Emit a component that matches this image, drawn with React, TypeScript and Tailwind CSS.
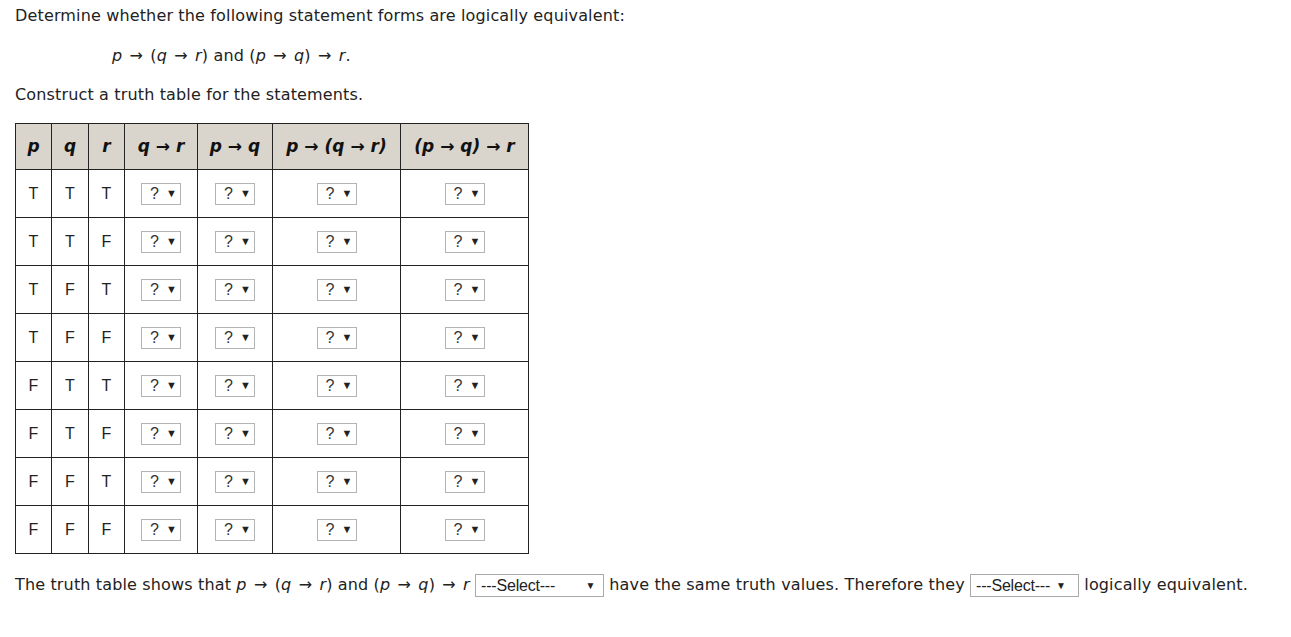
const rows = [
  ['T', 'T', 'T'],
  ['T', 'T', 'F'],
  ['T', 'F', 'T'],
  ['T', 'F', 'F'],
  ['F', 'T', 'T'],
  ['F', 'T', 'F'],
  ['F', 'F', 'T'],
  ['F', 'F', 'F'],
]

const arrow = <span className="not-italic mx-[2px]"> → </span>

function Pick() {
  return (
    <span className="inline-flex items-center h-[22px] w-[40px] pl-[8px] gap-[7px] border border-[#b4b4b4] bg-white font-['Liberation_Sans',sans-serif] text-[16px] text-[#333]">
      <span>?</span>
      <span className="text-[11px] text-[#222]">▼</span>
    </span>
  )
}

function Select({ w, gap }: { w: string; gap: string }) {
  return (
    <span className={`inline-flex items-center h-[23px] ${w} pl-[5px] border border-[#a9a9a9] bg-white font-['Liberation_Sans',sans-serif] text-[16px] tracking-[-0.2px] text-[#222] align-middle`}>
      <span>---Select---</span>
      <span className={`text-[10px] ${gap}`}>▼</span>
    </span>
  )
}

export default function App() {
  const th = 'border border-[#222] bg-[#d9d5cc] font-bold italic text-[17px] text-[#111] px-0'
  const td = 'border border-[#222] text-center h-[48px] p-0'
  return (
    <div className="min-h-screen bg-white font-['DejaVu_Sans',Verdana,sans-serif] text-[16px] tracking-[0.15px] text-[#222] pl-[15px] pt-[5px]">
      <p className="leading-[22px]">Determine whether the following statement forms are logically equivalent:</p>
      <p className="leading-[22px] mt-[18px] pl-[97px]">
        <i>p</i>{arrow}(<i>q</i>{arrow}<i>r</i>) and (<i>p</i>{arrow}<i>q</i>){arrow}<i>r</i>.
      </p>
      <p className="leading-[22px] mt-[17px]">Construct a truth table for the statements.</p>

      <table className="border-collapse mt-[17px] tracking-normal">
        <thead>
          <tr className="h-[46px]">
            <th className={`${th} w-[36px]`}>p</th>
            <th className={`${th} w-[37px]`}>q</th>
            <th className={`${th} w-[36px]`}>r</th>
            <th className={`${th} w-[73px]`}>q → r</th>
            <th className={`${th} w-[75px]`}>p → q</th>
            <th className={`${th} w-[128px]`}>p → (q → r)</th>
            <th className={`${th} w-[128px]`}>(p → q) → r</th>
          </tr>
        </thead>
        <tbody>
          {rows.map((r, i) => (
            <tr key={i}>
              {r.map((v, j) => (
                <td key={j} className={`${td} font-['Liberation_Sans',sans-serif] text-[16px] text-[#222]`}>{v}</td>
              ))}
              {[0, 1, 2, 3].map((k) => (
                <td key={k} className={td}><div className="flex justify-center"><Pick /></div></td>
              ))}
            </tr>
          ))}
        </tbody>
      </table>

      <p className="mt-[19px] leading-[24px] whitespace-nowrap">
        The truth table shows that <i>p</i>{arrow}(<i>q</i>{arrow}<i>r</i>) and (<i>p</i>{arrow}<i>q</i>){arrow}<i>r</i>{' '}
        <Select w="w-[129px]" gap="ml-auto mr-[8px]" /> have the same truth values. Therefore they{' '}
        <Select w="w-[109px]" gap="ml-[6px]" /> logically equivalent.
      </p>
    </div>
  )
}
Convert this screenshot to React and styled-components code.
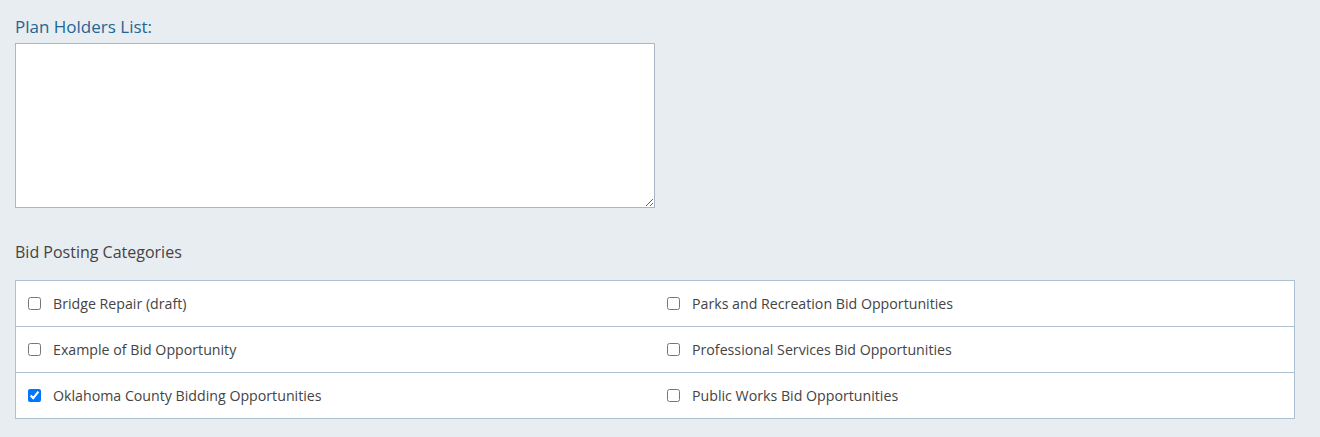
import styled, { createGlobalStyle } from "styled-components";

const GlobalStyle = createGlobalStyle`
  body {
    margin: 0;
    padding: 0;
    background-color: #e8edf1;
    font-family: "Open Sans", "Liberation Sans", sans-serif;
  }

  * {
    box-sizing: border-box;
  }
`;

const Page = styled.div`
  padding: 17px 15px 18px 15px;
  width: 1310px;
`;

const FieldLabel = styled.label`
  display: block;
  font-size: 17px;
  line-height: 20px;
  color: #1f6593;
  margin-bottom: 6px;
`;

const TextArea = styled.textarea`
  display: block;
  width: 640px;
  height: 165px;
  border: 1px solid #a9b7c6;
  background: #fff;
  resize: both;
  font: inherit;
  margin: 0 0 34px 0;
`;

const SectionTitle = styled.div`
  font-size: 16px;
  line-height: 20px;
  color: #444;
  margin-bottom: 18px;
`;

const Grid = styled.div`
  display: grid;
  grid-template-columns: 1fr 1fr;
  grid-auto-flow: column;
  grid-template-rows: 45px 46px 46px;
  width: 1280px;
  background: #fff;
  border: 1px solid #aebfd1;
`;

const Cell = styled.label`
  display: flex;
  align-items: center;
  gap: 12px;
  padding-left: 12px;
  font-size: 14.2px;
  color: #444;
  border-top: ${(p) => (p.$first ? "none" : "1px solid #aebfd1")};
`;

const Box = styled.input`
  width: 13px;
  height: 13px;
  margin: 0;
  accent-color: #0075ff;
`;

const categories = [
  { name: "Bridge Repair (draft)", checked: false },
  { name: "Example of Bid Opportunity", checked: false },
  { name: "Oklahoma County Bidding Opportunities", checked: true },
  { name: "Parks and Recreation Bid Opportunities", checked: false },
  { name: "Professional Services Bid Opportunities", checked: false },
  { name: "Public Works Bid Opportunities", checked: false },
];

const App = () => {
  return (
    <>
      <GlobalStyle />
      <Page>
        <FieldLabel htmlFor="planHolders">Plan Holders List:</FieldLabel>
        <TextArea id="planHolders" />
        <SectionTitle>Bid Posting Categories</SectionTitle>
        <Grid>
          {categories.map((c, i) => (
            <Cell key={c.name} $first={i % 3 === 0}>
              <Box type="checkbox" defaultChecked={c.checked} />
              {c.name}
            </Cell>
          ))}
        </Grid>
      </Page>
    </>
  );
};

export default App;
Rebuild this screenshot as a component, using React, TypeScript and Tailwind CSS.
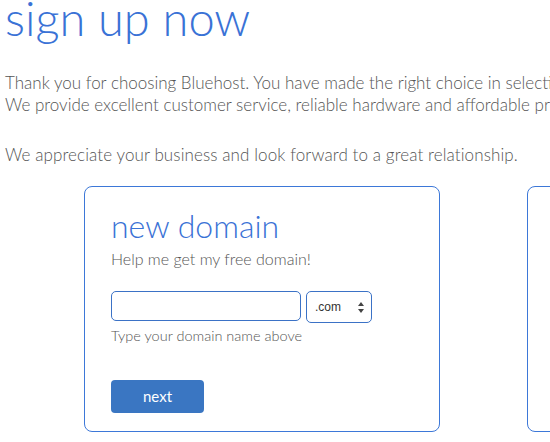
----------------
> **EXERCISE DESCRIPTION**:
Copy the entries above faithfully and omit every image.

> **RESPONSE TO THE TASK**:
Emit a component that matches this image, drawn with React, TypeScript and Tailwind CSS.
const rows = [
  ['T', 'T', 'T'],
  ['T', 'T', 'F'],
  ['T', 'F', 'T'],
  ['T', 'F', 'F'],
  ['F', 'T', 'T'],
  ['F', 'T', 'F'],
  ['F', 'F', 'T'],
  ['F', 'F', 'F'],
]

const arrow = <span className="not-italic mx-[2px]"> → </span>

function Pick() {
  return (
    <span className="inline-flex items-center h-[22px] w-[40px] pl-[8px] gap-[7px] border border-[#b4b4b4] bg-white font-['Liberation_Sans',sans-serif] text-[16px] text-[#333]">
      <span>?</span>
      <span className="text-[11px] text-[#222]">▼</span>
    </span>
  )
}

function Select({ w, gap }: { w: string; gap: string }) {
  return (
    <span className={`inline-flex items-center h-[23px] ${w} pl-[5px] border border-[#a9a9a9] bg-white font-['Liberation_Sans',sans-serif] text-[16px] tracking-[-0.2px] text-[#222] align-middle`}>
      <span>---Select---</span>
      <span className={`text-[10px] ${gap}`}>▼</span>
    </span>
  )
}

export default function App() {
  const th = 'border border-[#222] bg-[#d9d5cc] font-bold italic text-[17px] text-[#111] px-0'
  const td = 'border border-[#222] text-center h-[48px] p-0'
  return (
    <div className="min-h-screen bg-white font-['DejaVu_Sans',Verdana,sans-serif] text-[16px] tracking-[0.15px] text-[#222] pl-[15px] pt-[5px]">
      <p className="leading-[22px]">Determine whether the following statement forms are logically equivalent:</p>
      <p className="leading-[22px] mt-[18px] pl-[97px]">
        <i>p</i>{arrow}(<i>q</i>{arrow}<i>r</i>) and (<i>p</i>{arrow}<i>q</i>){arrow}<i>r</i>.
      </p>
      <p className="leading-[22px] mt-[17px]">Construct a truth table for the statements.</p>

      <table className="border-collapse mt-[17px] tracking-normal">
        <thead>
          <tr className="h-[46px]">
            <th className={`${th} w-[36px]`}>p</th>
            <th className={`${th} w-[37px]`}>q</th>
            <th className={`${th} w-[36px]`}>r</th>
            <th className={`${th} w-[73px]`}>q → r</th>
            <th className={`${th} w-[75px]`}>p → q</th>
            <th className={`${th} w-[128px]`}>p → (q → r)</th>
            <th className={`${th} w-[128px]`}>(p → q) → r</th>
          </tr>
        </thead>
        <tbody>
          {rows.map((r, i) => (
            <tr key={i}>
              {r.map((v, j) => (
                <td key={j} className={`${td} font-['Liberation_Sans',sans-serif] text-[16px] text-[#222]`}>{v}</td>
              ))}
              {[0, 1, 2, 3].map((k) => (
                <td key={k} className={td}><div className="flex justify-center"><Pick /></div></td>
              ))}
            </tr>
          ))}
        </tbody>
      </table>

      <p className="mt-[19px] leading-[24px] whitespace-nowrap">
        The truth table shows that <i>p</i>{arrow}(<i>q</i>{arrow}<i>r</i>) and (<i>p</i>{arrow}<i>q</i>){arrow}<i>r</i>{' '}
        <Select w="w-[129px]" gap="ml-auto mr-[8px]" /> have the same truth values. Therefore they{' '}
        <Select w="w-[109px]" gap="ml-[6px]" /> logically equivalent.
      </p>
    </div>
  )
}
Convert this screenshot to React and styled-components code.
import styled, { createGlobalStyle } from "styled-components";

const GlobalStyle = createGlobalStyle`
  body {
    margin: 0;
    padding: 0;
    background-color: #e8edf1;
    font-family: "Open Sans", "Liberation Sans", sans-serif;
  }

  * {
    box-sizing: border-box;
  }
`;

const Page = styled.div`
  padding: 17px 15px 18px 15px;
  width: 1310px;
`;

const FieldLabel = styled.label`
  display: block;
  font-size: 17px;
  line-height: 20px;
  color: #1f6593;
  margin-bottom: 6px;
`;

const TextArea = styled.textarea`
  display: block;
  width: 640px;
  height: 165px;
  border: 1px solid #a9b7c6;
  background: #fff;
  resize: both;
  font: inherit;
  margin: 0 0 34px 0;
`;

const SectionTitle = styled.div`
  font-size: 16px;
  line-height: 20px;
  color: #444;
  margin-bottom: 18px;
`;

const Grid = styled.div`
  display: grid;
  grid-template-columns: 1fr 1fr;
  grid-auto-flow: column;
  grid-template-rows: 45px 46px 46px;
  width: 1280px;
  background: #fff;
  border: 1px solid #aebfd1;
`;

const Cell = styled.label`
  display: flex;
  align-items: center;
  gap: 12px;
  padding-left: 12px;
  font-size: 14.2px;
  color: #444;
  border-top: ${(p) => (p.$first ? "none" : "1px solid #aebfd1")};
`;

const Box = styled.input`
  width: 13px;
  height: 13px;
  margin: 0;
  accent-color: #0075ff;
`;

const categories = [
  { name: "Bridge Repair (draft)", checked: false },
  { name: "Example of Bid Opportunity", checked: false },
  { name: "Oklahoma County Bidding Opportunities", checked: true },
  { name: "Parks and Recreation Bid Opportunities", checked: false },
  { name: "Professional Services Bid Opportunities", checked: false },
  { name: "Public Works Bid Opportunities", checked: false },
];

const App = () => {
  return (
    <>
      <GlobalStyle />
      <Page>
        <FieldLabel htmlFor="planHolders">Plan Holders List:</FieldLabel>
        <TextArea id="planHolders" />
        <SectionTitle>Bid Posting Categories</SectionTitle>
        <Grid>
          {categories.map((c, i) => (
            <Cell key={c.name} $first={i % 3 === 0}>
              <Box type="checkbox" defaultChecked={c.checked} />
              {c.name}
            </Cell>
          ))}
        </Grid>
      </Page>
    </>
  );
};

export default App;
Rebuild this screenshot as a component, using React, TypeScript and Tailwind CSS.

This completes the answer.